— start Material for this exercise —

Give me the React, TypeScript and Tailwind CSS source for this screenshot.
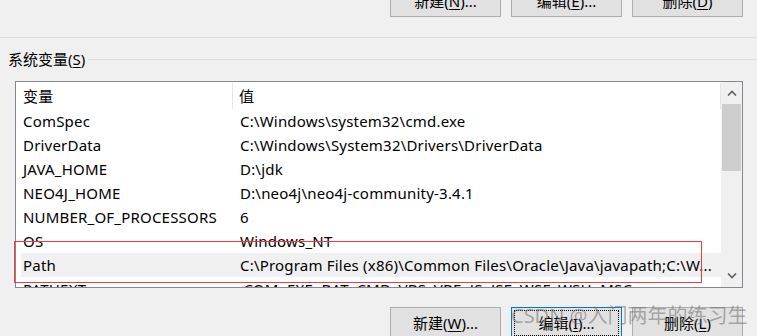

— end Material for this exercise —
— start Material for this exercise —

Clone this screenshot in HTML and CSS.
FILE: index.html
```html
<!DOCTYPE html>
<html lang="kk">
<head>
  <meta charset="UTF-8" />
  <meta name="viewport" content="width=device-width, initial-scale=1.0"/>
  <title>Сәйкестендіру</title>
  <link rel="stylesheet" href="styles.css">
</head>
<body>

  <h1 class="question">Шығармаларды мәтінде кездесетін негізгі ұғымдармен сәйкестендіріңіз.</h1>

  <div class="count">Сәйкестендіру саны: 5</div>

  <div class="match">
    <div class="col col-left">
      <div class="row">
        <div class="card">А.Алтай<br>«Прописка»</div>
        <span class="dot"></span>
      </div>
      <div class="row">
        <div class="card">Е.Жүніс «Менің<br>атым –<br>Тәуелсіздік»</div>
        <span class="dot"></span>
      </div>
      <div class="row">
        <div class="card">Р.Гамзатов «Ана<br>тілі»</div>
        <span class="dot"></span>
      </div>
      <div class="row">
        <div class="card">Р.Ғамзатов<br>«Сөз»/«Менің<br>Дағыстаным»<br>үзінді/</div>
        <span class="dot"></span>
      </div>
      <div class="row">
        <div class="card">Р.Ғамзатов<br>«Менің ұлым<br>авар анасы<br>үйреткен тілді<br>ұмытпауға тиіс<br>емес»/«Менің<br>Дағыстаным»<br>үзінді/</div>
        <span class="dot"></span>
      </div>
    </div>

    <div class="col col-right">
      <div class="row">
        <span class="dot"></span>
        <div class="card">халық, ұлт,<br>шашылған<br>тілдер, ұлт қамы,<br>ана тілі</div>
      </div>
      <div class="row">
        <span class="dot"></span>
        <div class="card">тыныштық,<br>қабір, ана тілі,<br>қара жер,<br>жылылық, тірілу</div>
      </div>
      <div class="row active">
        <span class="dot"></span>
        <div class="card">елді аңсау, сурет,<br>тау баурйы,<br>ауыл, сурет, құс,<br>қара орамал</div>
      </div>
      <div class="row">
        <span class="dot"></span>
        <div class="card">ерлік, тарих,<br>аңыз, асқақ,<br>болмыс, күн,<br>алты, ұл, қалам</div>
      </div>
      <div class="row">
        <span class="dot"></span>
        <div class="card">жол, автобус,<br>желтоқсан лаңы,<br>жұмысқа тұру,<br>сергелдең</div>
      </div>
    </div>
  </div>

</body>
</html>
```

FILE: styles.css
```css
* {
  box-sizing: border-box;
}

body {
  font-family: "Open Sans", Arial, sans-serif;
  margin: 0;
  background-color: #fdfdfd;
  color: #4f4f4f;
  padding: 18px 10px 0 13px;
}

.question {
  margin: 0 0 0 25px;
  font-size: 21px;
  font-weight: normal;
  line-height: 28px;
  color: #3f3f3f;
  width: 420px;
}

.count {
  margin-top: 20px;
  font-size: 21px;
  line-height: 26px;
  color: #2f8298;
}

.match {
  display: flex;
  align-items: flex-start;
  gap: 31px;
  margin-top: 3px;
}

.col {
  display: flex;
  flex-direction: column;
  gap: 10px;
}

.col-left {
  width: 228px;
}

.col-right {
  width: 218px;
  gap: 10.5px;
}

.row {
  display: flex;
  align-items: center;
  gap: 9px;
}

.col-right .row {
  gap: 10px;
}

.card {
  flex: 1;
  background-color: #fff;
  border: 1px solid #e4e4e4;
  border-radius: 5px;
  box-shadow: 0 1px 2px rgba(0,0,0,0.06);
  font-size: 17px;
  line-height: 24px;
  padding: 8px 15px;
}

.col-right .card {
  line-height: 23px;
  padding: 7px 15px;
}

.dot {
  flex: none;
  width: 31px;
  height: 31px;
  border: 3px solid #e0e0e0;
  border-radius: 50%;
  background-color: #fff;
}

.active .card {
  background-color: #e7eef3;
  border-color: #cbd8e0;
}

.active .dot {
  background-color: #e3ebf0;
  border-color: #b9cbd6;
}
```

— end Material for this exercise —

Among the entries above, how many lines hold the string "screenshot"? Respond with nothing but the number.

Task output:
2